HIER MATIN LA DIRECTION DES CHEMINS DE FER DE HAUTE-SILÉSIE A REÇU DU MINISTÈRE DE L'INTÉRIEUR UNE DÉPÊCHE TÉLÉGRAPHIQUE LUI ANNONÇANT QUE 30 000 HOMMES DE TROUPE RUSSES SERAIENT TRANSPORTÉS DE CRACOVIE EN AUTRICHE PAR LES CHEMINS DE FER DE HAUTE-SILÉSIE (DONC EN PROVENANCE DE CRACOVIE EN passant par Myslowitz[5] , Kosel[6] , Ratibor[7] , Oderberg[8] . La direction des chemins de fer de Haute Silésie est prévenue que LE GOUVERNEMENT ROYAL PRUSSIEN N'Y FAIT AUCUNE OBJECTION et attend de la direction des chemins de fer qu'elle n'entrave en rien ce transport. »

LA DÉPÊCHE ÉTAIT SIGNÉE : « VON MANTEUFFEL ».

Nous en sommes donc là : le gouvernement du sous-kniaz impérial russe de Potsdam ne se contente pas de lancer des lettres de cachet contre Kossuth, Bem et Görgey[9] , non, il va jusqu'à transporter par chemin de fer en Hongrie 30 000 sbires russes à travers le territoire prussien - bien plus, il envoie 40 000 soldats prussiens en Bohême pour maintenir ignoblement sous le joug un peuple piétiné et avide de vengeance !

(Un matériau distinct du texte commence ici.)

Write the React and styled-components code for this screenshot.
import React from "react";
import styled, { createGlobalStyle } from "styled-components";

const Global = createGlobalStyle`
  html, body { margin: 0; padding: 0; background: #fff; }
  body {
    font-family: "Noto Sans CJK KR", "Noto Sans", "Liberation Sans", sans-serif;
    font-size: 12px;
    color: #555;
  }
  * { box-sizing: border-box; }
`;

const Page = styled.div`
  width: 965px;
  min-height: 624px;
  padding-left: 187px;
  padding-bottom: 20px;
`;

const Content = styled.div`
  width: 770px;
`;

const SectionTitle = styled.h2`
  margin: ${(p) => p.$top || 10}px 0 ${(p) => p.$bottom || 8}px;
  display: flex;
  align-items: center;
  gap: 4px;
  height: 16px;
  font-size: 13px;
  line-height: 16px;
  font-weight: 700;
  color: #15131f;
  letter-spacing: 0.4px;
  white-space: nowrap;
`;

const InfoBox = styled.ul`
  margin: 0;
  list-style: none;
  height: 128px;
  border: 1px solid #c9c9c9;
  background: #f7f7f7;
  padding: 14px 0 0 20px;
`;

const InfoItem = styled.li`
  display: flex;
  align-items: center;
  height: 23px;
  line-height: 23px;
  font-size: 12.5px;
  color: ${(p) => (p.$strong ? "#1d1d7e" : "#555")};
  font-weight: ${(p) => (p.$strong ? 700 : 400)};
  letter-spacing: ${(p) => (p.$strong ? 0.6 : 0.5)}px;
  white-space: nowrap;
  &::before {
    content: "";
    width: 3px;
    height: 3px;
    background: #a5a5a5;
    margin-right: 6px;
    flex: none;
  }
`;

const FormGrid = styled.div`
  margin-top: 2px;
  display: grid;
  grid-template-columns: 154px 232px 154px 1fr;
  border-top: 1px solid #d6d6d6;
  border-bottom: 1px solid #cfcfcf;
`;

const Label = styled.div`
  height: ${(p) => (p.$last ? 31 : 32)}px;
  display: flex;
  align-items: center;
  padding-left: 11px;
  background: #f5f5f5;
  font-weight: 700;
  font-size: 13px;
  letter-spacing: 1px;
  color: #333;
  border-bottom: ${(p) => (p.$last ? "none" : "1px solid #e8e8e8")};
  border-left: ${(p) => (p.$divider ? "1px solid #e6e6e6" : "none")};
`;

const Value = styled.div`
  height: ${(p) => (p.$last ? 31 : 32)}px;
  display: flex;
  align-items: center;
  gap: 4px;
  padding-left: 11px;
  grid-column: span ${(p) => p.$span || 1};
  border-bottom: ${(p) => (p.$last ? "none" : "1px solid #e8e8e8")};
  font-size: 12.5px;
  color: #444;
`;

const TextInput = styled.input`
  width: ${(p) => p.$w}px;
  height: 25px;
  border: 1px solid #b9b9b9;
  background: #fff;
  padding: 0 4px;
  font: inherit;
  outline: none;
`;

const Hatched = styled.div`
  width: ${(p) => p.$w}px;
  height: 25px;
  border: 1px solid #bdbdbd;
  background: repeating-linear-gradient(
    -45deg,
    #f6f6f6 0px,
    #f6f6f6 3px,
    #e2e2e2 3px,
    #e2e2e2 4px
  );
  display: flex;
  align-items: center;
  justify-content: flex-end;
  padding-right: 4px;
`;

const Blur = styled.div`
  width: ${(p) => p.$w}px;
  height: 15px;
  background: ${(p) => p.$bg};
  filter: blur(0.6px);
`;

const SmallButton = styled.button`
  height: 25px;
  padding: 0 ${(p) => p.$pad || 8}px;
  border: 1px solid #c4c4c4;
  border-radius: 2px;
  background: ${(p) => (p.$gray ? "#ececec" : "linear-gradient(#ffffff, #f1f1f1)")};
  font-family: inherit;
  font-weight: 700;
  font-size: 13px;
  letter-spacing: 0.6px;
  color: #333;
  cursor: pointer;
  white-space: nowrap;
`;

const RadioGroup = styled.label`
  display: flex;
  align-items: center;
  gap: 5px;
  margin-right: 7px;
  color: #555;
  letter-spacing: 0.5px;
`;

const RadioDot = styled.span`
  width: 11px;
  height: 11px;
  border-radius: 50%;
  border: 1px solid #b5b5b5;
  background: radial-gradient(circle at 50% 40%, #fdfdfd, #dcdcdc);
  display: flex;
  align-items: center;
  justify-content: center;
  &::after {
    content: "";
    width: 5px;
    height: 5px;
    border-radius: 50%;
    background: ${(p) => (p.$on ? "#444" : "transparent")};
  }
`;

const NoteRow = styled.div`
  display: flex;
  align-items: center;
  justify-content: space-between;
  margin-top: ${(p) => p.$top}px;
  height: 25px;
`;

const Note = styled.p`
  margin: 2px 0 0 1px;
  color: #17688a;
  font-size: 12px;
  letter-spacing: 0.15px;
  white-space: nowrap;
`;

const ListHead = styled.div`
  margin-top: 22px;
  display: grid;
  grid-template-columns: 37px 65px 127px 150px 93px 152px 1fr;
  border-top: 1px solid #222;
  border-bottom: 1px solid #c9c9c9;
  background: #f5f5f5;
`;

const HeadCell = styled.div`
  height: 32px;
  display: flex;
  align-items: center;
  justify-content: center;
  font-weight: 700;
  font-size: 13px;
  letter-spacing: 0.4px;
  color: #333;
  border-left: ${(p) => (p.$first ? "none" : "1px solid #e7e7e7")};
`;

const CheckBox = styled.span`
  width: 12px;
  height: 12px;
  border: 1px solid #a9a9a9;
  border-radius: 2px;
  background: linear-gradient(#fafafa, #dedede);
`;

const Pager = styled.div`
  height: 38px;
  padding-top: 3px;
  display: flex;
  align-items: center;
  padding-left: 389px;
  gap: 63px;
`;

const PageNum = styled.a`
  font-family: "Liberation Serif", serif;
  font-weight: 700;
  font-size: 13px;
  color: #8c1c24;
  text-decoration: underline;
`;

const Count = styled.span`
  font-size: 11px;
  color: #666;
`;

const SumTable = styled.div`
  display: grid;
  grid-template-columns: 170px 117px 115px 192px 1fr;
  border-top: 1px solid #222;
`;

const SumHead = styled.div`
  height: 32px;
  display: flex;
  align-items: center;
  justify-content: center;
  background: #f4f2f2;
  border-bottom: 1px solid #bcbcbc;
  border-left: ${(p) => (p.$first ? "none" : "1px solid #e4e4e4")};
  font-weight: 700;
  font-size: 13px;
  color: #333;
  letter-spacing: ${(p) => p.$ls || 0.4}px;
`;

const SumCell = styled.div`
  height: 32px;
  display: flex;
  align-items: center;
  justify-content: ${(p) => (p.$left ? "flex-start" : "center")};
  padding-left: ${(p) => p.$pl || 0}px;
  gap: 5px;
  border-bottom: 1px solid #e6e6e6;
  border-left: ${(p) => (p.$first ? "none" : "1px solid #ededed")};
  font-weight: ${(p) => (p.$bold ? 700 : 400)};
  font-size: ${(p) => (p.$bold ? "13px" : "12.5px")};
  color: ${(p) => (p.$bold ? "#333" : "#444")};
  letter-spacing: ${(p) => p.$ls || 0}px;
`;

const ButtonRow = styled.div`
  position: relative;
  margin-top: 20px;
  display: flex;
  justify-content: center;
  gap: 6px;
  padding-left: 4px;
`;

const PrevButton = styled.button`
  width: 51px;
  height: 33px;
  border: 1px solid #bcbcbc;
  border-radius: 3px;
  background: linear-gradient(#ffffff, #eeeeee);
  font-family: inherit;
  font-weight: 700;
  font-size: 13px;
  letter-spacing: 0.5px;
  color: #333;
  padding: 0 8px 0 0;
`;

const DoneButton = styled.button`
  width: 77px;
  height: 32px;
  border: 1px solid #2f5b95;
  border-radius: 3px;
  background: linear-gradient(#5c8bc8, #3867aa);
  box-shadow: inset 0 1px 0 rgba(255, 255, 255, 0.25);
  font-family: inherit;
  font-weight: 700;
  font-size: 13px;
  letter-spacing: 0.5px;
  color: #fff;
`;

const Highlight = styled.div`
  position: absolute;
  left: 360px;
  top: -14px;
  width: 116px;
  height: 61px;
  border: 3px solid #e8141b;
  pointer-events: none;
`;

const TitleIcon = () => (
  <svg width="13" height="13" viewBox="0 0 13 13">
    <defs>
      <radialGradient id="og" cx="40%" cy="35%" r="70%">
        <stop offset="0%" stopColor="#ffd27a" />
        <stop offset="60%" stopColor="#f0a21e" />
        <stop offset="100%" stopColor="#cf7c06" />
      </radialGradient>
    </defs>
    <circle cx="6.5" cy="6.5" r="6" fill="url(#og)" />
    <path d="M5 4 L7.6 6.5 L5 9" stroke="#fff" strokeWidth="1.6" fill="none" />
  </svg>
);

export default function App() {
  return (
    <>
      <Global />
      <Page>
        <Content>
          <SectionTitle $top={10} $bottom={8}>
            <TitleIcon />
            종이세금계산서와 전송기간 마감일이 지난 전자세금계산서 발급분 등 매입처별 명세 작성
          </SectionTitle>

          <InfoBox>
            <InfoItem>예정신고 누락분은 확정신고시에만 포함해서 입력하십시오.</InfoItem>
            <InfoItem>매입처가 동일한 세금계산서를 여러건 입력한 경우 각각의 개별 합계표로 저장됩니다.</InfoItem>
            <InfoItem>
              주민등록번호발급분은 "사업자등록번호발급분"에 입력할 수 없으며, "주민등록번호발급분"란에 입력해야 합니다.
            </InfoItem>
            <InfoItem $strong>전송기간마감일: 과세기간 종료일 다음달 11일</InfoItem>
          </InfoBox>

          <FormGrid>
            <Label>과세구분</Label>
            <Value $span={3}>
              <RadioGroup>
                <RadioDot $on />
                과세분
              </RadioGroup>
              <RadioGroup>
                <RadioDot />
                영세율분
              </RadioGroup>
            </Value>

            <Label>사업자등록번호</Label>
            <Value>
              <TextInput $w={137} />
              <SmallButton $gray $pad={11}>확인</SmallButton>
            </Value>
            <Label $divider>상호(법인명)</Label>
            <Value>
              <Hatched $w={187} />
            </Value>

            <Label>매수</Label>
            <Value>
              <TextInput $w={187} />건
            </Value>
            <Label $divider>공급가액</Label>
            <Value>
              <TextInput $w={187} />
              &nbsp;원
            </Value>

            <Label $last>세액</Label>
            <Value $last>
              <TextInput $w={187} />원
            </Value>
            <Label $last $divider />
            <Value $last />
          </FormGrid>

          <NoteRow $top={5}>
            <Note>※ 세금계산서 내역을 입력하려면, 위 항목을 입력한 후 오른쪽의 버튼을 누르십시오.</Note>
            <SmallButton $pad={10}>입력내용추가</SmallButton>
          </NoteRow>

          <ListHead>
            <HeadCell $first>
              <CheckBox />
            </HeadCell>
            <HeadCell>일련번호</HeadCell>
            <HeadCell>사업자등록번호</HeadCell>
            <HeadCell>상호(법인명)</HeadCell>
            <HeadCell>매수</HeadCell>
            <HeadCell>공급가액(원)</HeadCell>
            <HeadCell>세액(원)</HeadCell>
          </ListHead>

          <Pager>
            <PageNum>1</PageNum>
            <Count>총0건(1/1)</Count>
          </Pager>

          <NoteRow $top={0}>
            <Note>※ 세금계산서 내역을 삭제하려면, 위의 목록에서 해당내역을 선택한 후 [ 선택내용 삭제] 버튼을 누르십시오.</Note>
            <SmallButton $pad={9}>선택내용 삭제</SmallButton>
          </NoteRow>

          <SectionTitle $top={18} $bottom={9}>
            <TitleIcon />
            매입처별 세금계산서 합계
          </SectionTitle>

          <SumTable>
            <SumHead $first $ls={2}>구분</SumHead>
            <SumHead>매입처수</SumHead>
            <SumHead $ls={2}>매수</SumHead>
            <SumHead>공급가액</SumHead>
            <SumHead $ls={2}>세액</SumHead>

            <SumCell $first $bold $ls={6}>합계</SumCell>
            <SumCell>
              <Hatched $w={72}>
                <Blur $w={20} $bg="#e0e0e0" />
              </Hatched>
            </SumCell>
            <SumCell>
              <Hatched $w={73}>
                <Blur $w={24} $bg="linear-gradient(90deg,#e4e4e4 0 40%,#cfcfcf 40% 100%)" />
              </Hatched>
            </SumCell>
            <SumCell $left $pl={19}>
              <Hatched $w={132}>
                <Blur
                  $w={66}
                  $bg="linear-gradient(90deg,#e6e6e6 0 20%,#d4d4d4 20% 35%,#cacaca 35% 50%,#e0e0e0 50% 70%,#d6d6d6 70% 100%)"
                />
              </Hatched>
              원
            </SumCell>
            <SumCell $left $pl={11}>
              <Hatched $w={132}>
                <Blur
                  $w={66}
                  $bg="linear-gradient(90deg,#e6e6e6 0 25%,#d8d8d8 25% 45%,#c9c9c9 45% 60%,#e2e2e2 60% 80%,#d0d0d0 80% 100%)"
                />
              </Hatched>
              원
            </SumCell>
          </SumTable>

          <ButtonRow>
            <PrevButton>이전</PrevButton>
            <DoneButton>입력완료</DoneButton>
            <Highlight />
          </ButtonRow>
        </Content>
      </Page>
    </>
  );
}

Comprenez-le, Rhénans ! C'est pour cela qu'on nous a infligé la dictature russo-prussienne, pour que nos fils et nos frères, Rhénans comme nous, soient envoyés en Bohême, peut-être en Hongrie et qu'AU SERVICE DU TZAR RUSSE ils aident à opprimer le dernier peuple défendant, les armes à la main, la révolution de 1848.

C'est pour cela qu'en 1815 on nous a livrés traîtreusement à la Prusse, afin que retombe sur nous aussi l'opprobre d'avoir toléré que, passant par notre territoire et traversant un pays lié avec nous au même État, les Russes, musique en tête et bannières déployées, aient marché contre l'armée révolutionnaire magyare.

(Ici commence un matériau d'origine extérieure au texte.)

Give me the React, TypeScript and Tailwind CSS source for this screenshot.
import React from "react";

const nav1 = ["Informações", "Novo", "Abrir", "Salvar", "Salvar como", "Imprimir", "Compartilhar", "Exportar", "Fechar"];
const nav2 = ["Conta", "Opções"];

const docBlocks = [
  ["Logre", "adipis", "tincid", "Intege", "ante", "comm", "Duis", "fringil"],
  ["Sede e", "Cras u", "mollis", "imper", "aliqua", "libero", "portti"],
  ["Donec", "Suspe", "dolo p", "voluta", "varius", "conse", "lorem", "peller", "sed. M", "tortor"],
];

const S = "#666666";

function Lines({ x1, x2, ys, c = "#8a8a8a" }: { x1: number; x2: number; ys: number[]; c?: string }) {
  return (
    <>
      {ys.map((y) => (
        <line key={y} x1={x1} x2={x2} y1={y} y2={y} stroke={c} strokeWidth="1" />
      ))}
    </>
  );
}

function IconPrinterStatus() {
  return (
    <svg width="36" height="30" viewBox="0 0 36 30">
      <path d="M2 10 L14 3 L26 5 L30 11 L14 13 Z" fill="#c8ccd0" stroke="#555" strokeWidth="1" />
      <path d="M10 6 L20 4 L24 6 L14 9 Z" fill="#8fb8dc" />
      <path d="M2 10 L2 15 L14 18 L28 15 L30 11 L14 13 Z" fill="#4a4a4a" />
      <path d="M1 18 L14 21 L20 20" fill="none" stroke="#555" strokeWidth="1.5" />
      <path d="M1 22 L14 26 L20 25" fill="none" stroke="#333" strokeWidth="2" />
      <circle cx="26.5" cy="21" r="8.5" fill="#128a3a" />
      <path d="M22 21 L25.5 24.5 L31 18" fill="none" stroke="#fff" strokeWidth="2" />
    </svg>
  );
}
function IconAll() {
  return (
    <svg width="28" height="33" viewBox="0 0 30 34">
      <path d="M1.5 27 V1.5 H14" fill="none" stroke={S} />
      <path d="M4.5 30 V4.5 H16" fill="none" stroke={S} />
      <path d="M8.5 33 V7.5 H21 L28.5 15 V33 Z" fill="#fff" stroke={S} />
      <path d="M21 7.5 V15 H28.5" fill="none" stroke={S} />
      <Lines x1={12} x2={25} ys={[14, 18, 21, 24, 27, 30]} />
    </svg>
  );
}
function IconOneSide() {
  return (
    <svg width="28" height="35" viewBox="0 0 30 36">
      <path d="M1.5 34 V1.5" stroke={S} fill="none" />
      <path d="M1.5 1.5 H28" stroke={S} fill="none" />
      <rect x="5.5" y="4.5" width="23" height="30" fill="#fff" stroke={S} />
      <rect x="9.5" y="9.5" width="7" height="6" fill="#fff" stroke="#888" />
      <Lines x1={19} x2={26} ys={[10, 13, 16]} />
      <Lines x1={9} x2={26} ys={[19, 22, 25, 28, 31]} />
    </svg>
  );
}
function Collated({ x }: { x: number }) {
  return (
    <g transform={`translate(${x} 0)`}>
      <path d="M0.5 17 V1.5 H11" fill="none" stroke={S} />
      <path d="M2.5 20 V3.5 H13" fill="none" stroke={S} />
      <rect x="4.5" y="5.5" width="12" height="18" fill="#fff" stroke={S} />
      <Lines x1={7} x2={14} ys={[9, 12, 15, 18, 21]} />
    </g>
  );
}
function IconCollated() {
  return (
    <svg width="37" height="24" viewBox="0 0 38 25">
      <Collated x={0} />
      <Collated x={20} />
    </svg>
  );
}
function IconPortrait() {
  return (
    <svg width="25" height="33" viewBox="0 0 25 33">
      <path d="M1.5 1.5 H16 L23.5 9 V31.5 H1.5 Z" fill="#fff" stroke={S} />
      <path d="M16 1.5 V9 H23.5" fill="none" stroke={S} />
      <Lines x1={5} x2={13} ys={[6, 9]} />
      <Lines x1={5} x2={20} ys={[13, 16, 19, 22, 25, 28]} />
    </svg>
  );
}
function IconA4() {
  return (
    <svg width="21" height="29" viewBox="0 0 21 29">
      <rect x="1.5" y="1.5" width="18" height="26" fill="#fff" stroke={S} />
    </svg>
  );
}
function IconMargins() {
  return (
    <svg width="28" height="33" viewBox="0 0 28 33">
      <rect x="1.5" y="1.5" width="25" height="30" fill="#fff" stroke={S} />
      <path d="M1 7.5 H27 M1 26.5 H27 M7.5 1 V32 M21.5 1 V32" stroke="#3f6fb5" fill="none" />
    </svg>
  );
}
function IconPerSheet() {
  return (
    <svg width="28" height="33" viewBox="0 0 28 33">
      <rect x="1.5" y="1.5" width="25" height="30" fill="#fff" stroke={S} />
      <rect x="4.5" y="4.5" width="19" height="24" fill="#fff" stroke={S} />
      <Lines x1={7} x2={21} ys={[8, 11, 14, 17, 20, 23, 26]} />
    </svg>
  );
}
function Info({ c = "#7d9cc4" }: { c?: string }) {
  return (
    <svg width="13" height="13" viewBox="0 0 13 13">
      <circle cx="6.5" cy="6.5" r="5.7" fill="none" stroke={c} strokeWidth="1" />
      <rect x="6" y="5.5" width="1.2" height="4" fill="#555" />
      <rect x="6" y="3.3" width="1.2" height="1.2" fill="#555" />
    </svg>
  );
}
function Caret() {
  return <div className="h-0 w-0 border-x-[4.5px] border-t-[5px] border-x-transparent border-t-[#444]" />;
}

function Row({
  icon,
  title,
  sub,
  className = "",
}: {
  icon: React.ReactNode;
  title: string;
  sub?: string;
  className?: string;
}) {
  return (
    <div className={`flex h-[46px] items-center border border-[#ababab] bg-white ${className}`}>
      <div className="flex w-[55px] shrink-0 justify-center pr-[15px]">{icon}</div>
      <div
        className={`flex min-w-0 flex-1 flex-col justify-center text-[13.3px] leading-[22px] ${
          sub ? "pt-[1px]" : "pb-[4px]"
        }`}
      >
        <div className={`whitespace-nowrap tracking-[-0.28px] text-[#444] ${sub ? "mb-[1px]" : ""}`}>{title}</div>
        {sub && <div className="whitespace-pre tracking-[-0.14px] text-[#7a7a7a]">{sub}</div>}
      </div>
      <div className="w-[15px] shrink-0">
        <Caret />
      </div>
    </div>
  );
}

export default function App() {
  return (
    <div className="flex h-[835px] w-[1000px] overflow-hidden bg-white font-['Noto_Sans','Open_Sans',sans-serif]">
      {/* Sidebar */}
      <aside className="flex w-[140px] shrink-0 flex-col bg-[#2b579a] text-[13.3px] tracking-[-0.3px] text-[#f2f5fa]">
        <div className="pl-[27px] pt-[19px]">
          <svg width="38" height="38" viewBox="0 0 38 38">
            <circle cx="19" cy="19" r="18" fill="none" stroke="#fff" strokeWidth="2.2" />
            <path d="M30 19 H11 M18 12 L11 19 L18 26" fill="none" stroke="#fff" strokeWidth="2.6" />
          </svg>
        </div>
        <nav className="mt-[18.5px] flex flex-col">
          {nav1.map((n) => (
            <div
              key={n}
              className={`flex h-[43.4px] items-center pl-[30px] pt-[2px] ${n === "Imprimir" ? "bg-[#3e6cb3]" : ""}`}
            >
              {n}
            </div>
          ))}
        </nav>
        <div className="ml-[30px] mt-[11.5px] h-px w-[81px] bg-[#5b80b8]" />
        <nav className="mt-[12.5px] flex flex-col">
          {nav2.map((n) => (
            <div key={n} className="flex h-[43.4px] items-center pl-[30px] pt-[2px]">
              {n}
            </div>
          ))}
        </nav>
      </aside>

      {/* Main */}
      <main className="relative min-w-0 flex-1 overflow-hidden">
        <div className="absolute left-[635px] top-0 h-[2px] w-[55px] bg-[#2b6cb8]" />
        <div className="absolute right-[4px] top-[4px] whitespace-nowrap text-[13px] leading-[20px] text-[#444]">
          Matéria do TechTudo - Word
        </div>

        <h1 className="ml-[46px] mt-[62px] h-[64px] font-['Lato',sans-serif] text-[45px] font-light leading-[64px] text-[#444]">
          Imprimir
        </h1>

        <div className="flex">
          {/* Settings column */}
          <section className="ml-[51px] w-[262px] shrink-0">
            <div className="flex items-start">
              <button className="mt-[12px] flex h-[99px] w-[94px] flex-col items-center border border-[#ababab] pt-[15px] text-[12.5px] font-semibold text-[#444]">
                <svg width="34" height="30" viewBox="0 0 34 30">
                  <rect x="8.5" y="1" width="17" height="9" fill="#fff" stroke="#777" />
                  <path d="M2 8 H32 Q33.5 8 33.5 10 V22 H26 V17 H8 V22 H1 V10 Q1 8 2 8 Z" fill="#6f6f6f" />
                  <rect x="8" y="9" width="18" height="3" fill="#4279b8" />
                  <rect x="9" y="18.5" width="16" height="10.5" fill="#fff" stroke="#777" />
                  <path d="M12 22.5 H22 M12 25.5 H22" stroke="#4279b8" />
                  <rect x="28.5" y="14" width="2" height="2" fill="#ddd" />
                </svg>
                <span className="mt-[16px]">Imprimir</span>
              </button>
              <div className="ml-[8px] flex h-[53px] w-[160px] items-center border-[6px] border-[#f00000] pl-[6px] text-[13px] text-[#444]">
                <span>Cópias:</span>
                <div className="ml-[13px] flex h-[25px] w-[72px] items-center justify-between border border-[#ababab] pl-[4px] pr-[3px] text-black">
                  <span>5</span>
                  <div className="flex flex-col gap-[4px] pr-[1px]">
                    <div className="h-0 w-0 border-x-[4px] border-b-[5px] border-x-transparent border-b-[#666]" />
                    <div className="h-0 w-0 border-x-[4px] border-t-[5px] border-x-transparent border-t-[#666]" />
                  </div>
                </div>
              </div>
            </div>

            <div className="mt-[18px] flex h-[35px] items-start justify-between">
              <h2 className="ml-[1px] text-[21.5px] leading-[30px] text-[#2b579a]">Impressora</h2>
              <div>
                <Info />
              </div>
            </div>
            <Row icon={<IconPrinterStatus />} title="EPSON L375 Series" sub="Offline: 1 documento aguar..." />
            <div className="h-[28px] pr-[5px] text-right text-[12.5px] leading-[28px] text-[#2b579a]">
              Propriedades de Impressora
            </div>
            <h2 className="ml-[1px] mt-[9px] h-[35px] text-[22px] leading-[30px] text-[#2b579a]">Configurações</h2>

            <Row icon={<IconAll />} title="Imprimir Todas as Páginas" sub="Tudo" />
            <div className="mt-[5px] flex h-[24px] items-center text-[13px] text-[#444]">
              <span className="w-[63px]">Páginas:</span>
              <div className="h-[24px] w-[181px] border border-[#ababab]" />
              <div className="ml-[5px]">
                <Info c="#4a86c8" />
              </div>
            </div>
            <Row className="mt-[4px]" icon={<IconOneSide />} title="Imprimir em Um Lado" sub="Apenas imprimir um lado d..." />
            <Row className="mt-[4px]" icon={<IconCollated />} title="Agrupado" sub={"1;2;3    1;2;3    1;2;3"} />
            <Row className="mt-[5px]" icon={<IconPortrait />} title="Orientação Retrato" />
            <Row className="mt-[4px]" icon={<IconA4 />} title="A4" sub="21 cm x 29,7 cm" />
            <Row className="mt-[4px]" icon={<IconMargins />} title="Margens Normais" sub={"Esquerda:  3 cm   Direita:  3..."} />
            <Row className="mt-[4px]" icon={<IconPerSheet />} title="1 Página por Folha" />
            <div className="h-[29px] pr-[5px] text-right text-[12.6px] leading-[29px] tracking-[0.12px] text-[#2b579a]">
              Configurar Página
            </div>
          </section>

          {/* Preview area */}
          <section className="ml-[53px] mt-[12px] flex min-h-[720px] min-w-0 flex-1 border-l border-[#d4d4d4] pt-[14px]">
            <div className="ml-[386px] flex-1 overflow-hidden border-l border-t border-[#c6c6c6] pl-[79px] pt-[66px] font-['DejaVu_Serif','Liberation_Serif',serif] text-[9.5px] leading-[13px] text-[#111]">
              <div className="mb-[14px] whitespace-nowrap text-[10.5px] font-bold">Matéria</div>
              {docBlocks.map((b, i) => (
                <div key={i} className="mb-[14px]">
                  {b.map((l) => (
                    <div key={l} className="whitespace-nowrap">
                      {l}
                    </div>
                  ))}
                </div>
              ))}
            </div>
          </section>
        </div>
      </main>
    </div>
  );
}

Ce n'est que par la violence que nous sommes devenus et que nous sommes restés sujets de la Prusse. Nous n'avons jamais été Prussiens. Mais maintenant qu'on nous entraîne dans une guerre contre la Hongrie, maintenant que le territoire prussien est foulé par des bandes de brigands russes, maintenant, nous nous sentons Prussiens, en effet, nous sentons QUELLE HONTE IL Y A À PORTER LE NOM DE PRUSSIEN !

  1. Cf. la ballade de SCHILLER : Die Bürgschaft (La Caution).
  2. Kniaz est le mot russe signifiant : prince.
  3. En russe également pravoslavniï signifie : orthodoxe.
  4. Le sous-kniaz de Sans souci : c'est ainsi qu'Engels désigne le roi de Prusse. Le kniaz d'Olmutz est l'empereur d'Autriche.
  5. Myslowice.
  6. Kozle.
  7. Raciborz.
  8. Bohumin.
  9. Cf. article intitulé : « Lettre de cachet contre Kossuth », n° 207 du 28 janvier 1849 et l'article intitulé : « Extradition de réfugiés politiques », n° 271 du 13 avril 1849, deuxième édition.